In September 1989, Orso and Canfield entered into a consent judgment with the defendants in the tort litigation. On the same day, the parties executed a settlement agreement, the pertinent provision of which specified that Orso would receive two payments each month for the longer of
To ensure Orso’s full and timely receipt of these periodic payments, annuity contracts (“the Annuities”) were purchased. Orso is the named payee or annuitant in both contracts, but is not the owner of either; the defendant tortfeasors’ insurers obtained the policies and retained ownership. The annuity contract that pays $1,180 per month was issued by Liberty Life Assurance Company of Boston in connection with Orso’s settlement with one of the tortfeasors, Cook Construction Co., Inc., and its insurer, Liberty Mutual Insurance Co. The annuity contract that pays Orso $850 per month was issued by Western National Life Insurance Company in connection with his settlement with the State of Louisiana, having been purchased by the Conseco Annuity Guarantee Company, the company to which the State had assigned the obligation to make the periodic payments. The tortfeasors and their respective insurers were released from further tort liability but remained obligated for the periodic payments to Orso, who presumably could thereafter look to his original judgment debtors and their insurers in the unlikely event that the issuers of the Annuities should be unable or unwilling to continue making the specified monthly payments.
Orso and Canfield divorced in 1991. They entered into a property settlement under which Orso, who also receives U.S. Navy and Social Security disability benefits, agreed to pay Canfield $1,250 per month from September 1990 to August 1993 and $1,000 per month for the ensuing nine months. Orso defaulted; Canfield filed suit in state court late in 1990; Orso’s mother, Janice Orso, filed interdiction proceedings in May of 1992 and was appointed as her son’s curatrix in September; and, in July 1994, a state court rendered a judgment in favor of Canfield for Orso’s ar-rearages under their property settlement agreement.

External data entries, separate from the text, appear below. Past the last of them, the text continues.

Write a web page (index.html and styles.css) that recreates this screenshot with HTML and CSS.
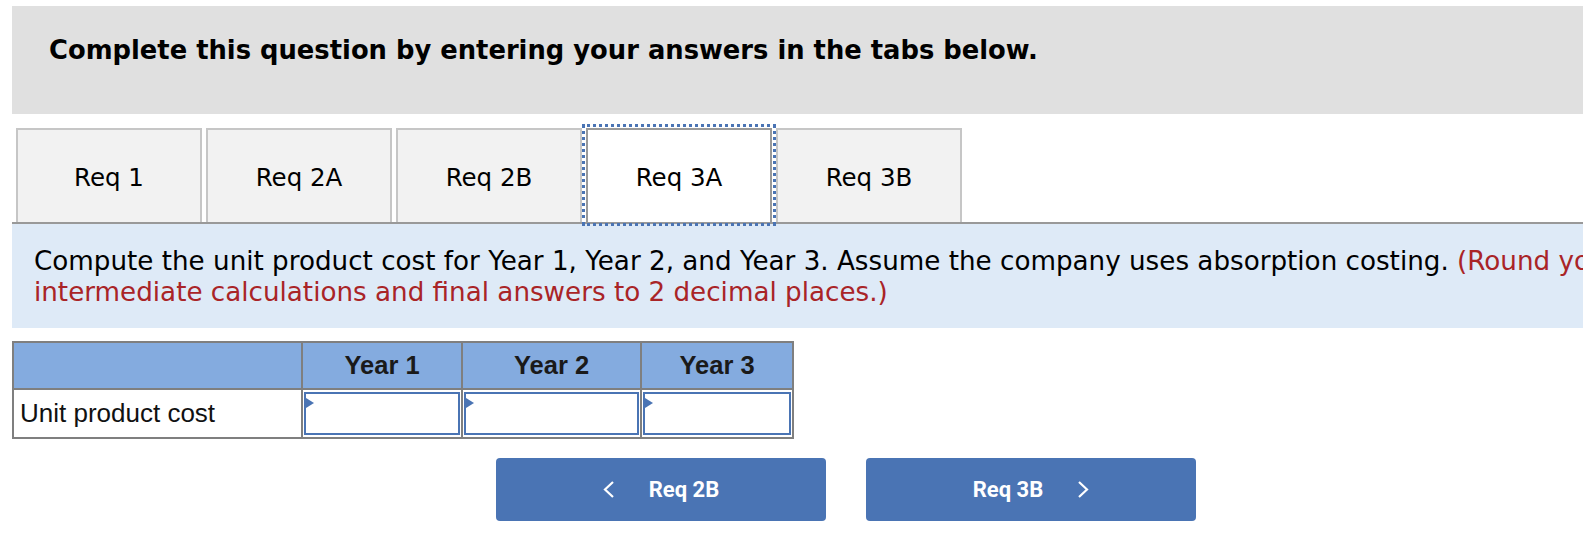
FILE: index.html
```html
<!DOCTYPE html>
<html>
<head>
<meta charset="utf-8">
<link rel="stylesheet" href="styles.css">
</head>
<body>
<div class="page">
  <div class="banner">Complete this question by entering your answers in the tabs below.</div>

  <div class="tabs">
    <div class="tab">Req 1</div>
    <div class="tab">Req 2A</div>
    <div class="tab">Req 2B</div>
    <div class="tab active">Req 3A</div>
    <div class="tab">Req 3B</div>
  </div>

  <div class="prompt">
    <span class="line">Compute the unit product cost for Year 1, Year 2, and Year 3. Assume the company uses absorption costing. <span class="red">(Round your</span></span>
    <span class="line red">intermediate calculations and final answers to 2 decimal places.)</span>
  </div>

  <table class="grid">
    <tr class="head">
      <th class="c1"></th>
      <th class="c2">Year 1</th>
      <th class="c3">Year 2</th>
      <th class="c4">Year 3</th>
    </tr>
    <tr>
      <td class="label">Unit product cost</td>
      <td class="input"><div class="box"><span class="flag"></span></div></td>
      <td class="input"><div class="box"><span class="flag"></span></div></td>
      <td class="input"><div class="box"><span class="flag"></span></div></td>
    </tr>
  </table>

  <div class="nav">
    <div class="btn">
      <svg class="chev" width="12" height="17" viewBox="0 0 12 17"><polyline points="10,1 2,8.5 10,16" fill="none" stroke="#fff" stroke-width="2.2"/></svg>
      <span>Req 2B</span>
    </div>
    <div class="btn">
      <span>Req 3B</span>
      <svg class="chev" width="12" height="17" viewBox="0 0 12 17"><polyline points="2,1 10,8.5 2,16" fill="none" stroke="#fff" stroke-width="2.2"/></svg>
    </div>
  </div>
</div>
</body>
</html>
```

FILE: styles.css
```css
html, body {
  margin: 0;
  padding: 0;
  background: #fff;
}

.page {
  padding: 6px 13px 0 12px;
  font-family: "DejaVu Sans", Verdana, sans-serif;
  color: #000;
}

.banner {
  background: #e0e0e0;
  height: 108px;
  box-sizing: border-box;
  padding: 28px 0 0 37px;
  font-weight: bold;
  font-size: 25.8px;
  line-height: 32px;
}

.tabs {
  margin-top: 14px;
  display: flex;
  gap: 4px;
  padding-left: 4px;
  border-bottom: 2px solid #999;
  height: 94px;
}

.tab {
  width: 186px;
  box-sizing: border-box;
  height: 94px;
  border: 2px solid #c6c6c6;
  border-bottom: none;
  background: #f2f2f2;
  display: flex;
  align-items: center;
  justify-content: center;
  font-size: 24.5px;
  padding-top: 2px;
}

.tab.active {
  background: #fff;
  border-color: #9a9a9a;
  outline: 3px dotted #4a74b4;
  outline-offset: 1px;
  position: relative;
  z-index: 1;
}

.prompt {
  background: #deeaf7;
  height: 104px;
  box-sizing: border-box;
  padding: 22px 0 0 22px;
  overflow: hidden;
  font-size: 26.2px;
  line-height: 31px;
}

.prompt .line {
  display: block;
  white-space: nowrap;
}

.red {
  color: #a92427;
}

.grid {
  margin-top: 13px;
  border-collapse: collapse;
  font-family: "Liberation Sans", Arial, sans-serif;
  font-size: 25.5px;
}

.grid th, .grid td {
  border: 2px solid #7f7f7f;
  padding: 0;
}

.grid .head th {
  background: #84abdf;
  height: 45px;
  color: #1a1a1a;
  font-weight: bold;
}

.c1 { width: 287px; }
.c2 { width: 158px; }
.c3 { width: 177px; }
.c4 { width: 150px; }

.grid td {
  height: 45px;
}

.grid td.label {
  text-align: left;
  padding-left: 6px;
  color: #111;
  font-size: 26px;
}

.grid td.input {
  padding: 1px;
}

.box {
  height: 39px;
  border: 2px solid #4a74b4;
  background: #fff;
  position: relative;
}

.flag {
  position: absolute;
  left: 0;
  top: 4px;
  width: 0;
  height: 0;
  border-top: 5px solid transparent;
  border-bottom: 5px solid transparent;
  border-left: 8px solid #4a74b4;
}

.nav {
  margin-top: 19px;
  padding-left: 484px;
  display: flex;
  gap: 40px;
}

.btn {
  width: 330px;
  height: 63px;
  background: #4a74b4;
  border-radius: 4px;
  display: flex;
  align-items: center;
  justify-content: center;
  gap: 34px;
  color: #fff;
  font-family: Roboto, "Liberation Sans", sans-serif;
  font-weight: bold;
  font-size: 22px;
}

.chev {
  display: block;
}
```
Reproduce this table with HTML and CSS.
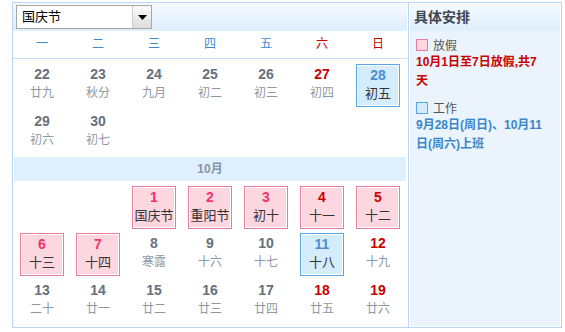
FILE: index.html
```html
<!DOCTYPE html>
<html lang="zh-CN">
<head>
<meta charset="utf-8">
<title>国庆节 日历</title>
<link rel="stylesheet" href="styles.css">
</head>
<body>
<div class="cal-wrap">
  <div class="cal">
    <div class="topbar">
      <div class="select">
        <span class="select-text">国庆节</span>
        <span class="select-btn"><svg width="9" height="5" viewBox="0 0 9 5"><polygon points="0,0 9,0 4.5,5" fill="#000"/></svg></span>
      </div>
    </div>
    <div class="weekdays">
      <span>一</span><span>二</span><span>三</span><span>四</span><span>五</span><span class="we">六</span><span class="we">日</span>
    </div>
    <div class="week">
      <div class="cell"><div class="day"><span class="num">22</span><span class="lunar">廿九</span></div></div>
      <div class="cell"><div class="day"><span class="num">23</span><span class="lunar">秋分</span></div></div>
      <div class="cell"><div class="day"><span class="num">24</span><span class="lunar">九月</span></div></div>
      <div class="cell"><div class="day"><span class="num">25</span><span class="lunar">初二</span></div></div>
      <div class="cell"><div class="day"><span class="num">26</span><span class="lunar">初三</span></div></div>
      <div class="cell"><div class="day"><span class="num red">27</span><span class="lunar">初四</span></div></div>
      <div class="cell"><div class="day work"><span class="num">28</span><span class="lunar">初五</span></div></div>
    </div>
    <div class="week">
      <div class="cell"><div class="day"><span class="num">29</span><span class="lunar">初六</span></div></div>
      <div class="cell"><div class="day"><span class="num">30</span><span class="lunar">初七</span></div></div>
      <div class="cell"></div><div class="cell"></div><div class="cell"></div><div class="cell"></div><div class="cell"></div>
    </div>
    <div class="month-band">10月</div>
    <div class="week">
      <div class="cell"></div><div class="cell"></div>
      <div class="cell"><div class="day holiday"><span class="num">1</span><span class="lunar">国庆节</span></div></div>
      <div class="cell"><div class="day holiday"><span class="num">2</span><span class="lunar">重阳节</span></div></div>
      <div class="cell"><div class="day holiday"><span class="num">3</span><span class="lunar">初十</span></div></div>
      <div class="cell"><div class="day holiday"><span class="num red">4</span><span class="lunar">十一</span></div></div>
      <div class="cell"><div class="day holiday"><span class="num red">5</span><span class="lunar">十二</span></div></div>
    </div>
    <div class="week">
      <div class="cell"><div class="day holiday"><span class="num">6</span><span class="lunar">十三</span></div></div>
      <div class="cell"><div class="day holiday"><span class="num">7</span><span class="lunar">十四</span></div></div>
      <div class="cell"><div class="day"><span class="num">8</span><span class="lunar">寒露</span></div></div>
      <div class="cell"><div class="day"><span class="num">9</span><span class="lunar">十六</span></div></div>
      <div class="cell"><div class="day"><span class="num">10</span><span class="lunar">十七</span></div></div>
      <div class="cell"><div class="day work"><span class="num">11</span><span class="lunar">十八</span></div></div>
      <div class="cell"><div class="day"><span class="num red">12</span><span class="lunar">十九</span></div></div>
    </div>
    <div class="week">
      <div class="cell"><div class="day"><span class="num">13</span><span class="lunar">二十</span></div></div>
      <div class="cell"><div class="day"><span class="num">14</span><span class="lunar">廿一</span></div></div>
      <div class="cell"><div class="day"><span class="num">15</span><span class="lunar">廿二</span></div></div>
      <div class="cell"><div class="day"><span class="num">16</span><span class="lunar">廿三</span></div></div>
      <div class="cell"><div class="day"><span class="num">17</span><span class="lunar">廿四</span></div></div>
      <div class="cell"><div class="day"><span class="num red">18</span><span class="lunar">廿五</span></div></div>
      <div class="cell"><div class="day"><span class="num red">19</span><span class="lunar">廿六</span></div></div>
    </div>
  </div>
  <div class="side">
    <div class="side-inner">
      <div class="side-head">具体安排</div>
      <div class="side-body">
        <div class="legend"><span class="sw sw-holiday"></span>放假</div>
        <div class="note note-red">10月1日至7日放假,共7<br>天</div>
        <div class="legend legend-work"><span class="sw sw-work"></span>工作</div>
        <div class="note note-blue">9月28日(周日)、10月11<br>日(周六)上班</div>
      </div>
    </div>
  </div>
</div>
</body>
</html>
```
FILE: styles.css
```css
html, body {
  margin: 0;
  padding: 0;
  background: #fff;
}
body {
  font-family: "Liberation Sans", "Noto Sans CJK SC", sans-serif;
}
.cal-wrap {
  margin: 2px 0 0 12px;
  width: 550px;
  height: 326px;
  box-sizing: border-box;
  border: 1px solid #b9d7f5;
  display: flex;
  background: #fff;
}
.cal {
  width: 394px;
  display: flex;
  flex-direction: column;
}
.topbar {
  height: 28px;
  box-sizing: border-box;
  padding: 2px 0 0 3px;
  background: linear-gradient(#f6faff, #dcedfc);
}
.select {
  width: 136px;
  height: 24px;
  box-sizing: border-box;
  border: 1px solid #a7a7a7;
  background: #fff;
  display: flex;
}
.select-text {
  flex: 1;
  padding-left: 5px;
  font-size: 13px;
  line-height: 22px;
  color: #000;
}
.select-btn {
  width: 18px;
  border-left: 1px solid #cdcdcd;
  background: linear-gradient(#fbfbfb, #dcdcdc);
  display: flex;
  align-items: center;
  justify-content: center;
}
.weekdays {
  display: grid;
  grid-template-columns: repeat(7, 56px);
  padding: 0 1px;
  height: 27px;
  border-bottom: 1px solid #c6dff6;
  line-height: 27px;
  font-size: 12px;
  text-align: center;
  color: #3a8ad0;
}
.weekdays .we {
  color: #c40000;
}
.week {
  display: grid;
  grid-template-columns: repeat(7, 56px);
  grid-template-rows: 47px;
  height: 47px;
  padding: 0 1px;
}
.cell {
  display: flex;
  justify-content: center;
}
.day {
  margin-top: 5px;
  width: 44px;
  height: 43px;
  box-sizing: border-box;
  border: 1px solid transparent;
  display: flex;
  flex-direction: column;
  align-items: center;
}
.num {
  font-size: 14px;
  font-weight: bold;
  line-height: 18px;
  color: #66717e;
}
.num.red {
  color: #cc0000;
}
.lunar {
  font-size: 12px;
  line-height: 20px;
  color: #8c99a5;
}
.day.work,
.day.holiday {
  padding-top: 1px;
  box-shadow: inset 0 0 0 1px #fff;
}
.day.work {
  border-color: #58a6e4;
  background: #d4ecfc;
}
.day.work .num {
  color: #4a8fd3;
}
.day.holiday {
  border-color: #ea7c9c;
  background: #fdd7e0;
}
.day.holiday .num {
  color: #f0336c;
}
.day.holiday .num.red {
  color: #cc0000;
}
.day.work .lunar,
.day.holiday .lunar {
  color: #333;
  font-size: 13px;
}
.month-band {
  margin: 4px 1px 0;
  height: 24px;
  line-height: 24px;
  background: #e0effd;
  text-align: center;
  font-size: 12px;
  font-weight: bold;
  color: #8796a6;
}
.side {
  width: 153px;
  margin-left: 1px;
  box-sizing: border-box;
  border-left: 1px solid #b9d7f5;
  padding: 1px;
  background: #fff;
}
.side-inner {
  height: 100%;
  background: #ebf3fd;
}
.side-head {
  height: 27px;
  line-height: 27px;
  padding-left: 4px;
  background: linear-gradient(#f6faff, #dcedfc);
  font-size: 14px;
  font-weight: bold;
  color: #3d4756;
}
.side-body {
  padding: 5px 0 0 6px;
}
.legend {
  display: flex;
  align-items: center;
  height: 17px;
  font-size: 12px;
  color: #555;
}
.legend-work {
  margin-top: 8px;
}
.sw {
  width: 12px;
  height: 12px;
  box-sizing: border-box;
  border: 1px solid;
  margin-right: 5px;
}
.sw-holiday {
  border-color: #ea7c9c;
  background: #fdd7e0;
}
.sw-work {
  border-color: #58a6e4;
  background: #d4ecfc;
}
.note {
  font-size: 12px;
  font-weight: bold;
  line-height: 19px;
  white-space: nowrap;
}
.note-red {
  color: #c80000;
}
.note-blue {
  color: #3a86c8;
}
```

On December 24, 1994, Orso’s mother, acting in her capacity as curatrix of her interdicted son, filed a Chapter 7 bankruptcy petition on his behalf. The annuity payments were listed as assets of the estate but were claimed to be exempt under La.Rev.Stat. Ann. § 22:647, which in relevant part shields payments under annuity contracts from seizure. Canfield, who filed a $53,494.92 claim in Orso’s bankruptcy for the arrearages under their property settlement agreement, objected to Orso’s efforts to exempt the annuity payments, but the trustee supported Orso’s claim of exemption. Almost three years later, the bankruptcy court rendered a lengthy opinion denying Canfield’s objection. The district court affirmed.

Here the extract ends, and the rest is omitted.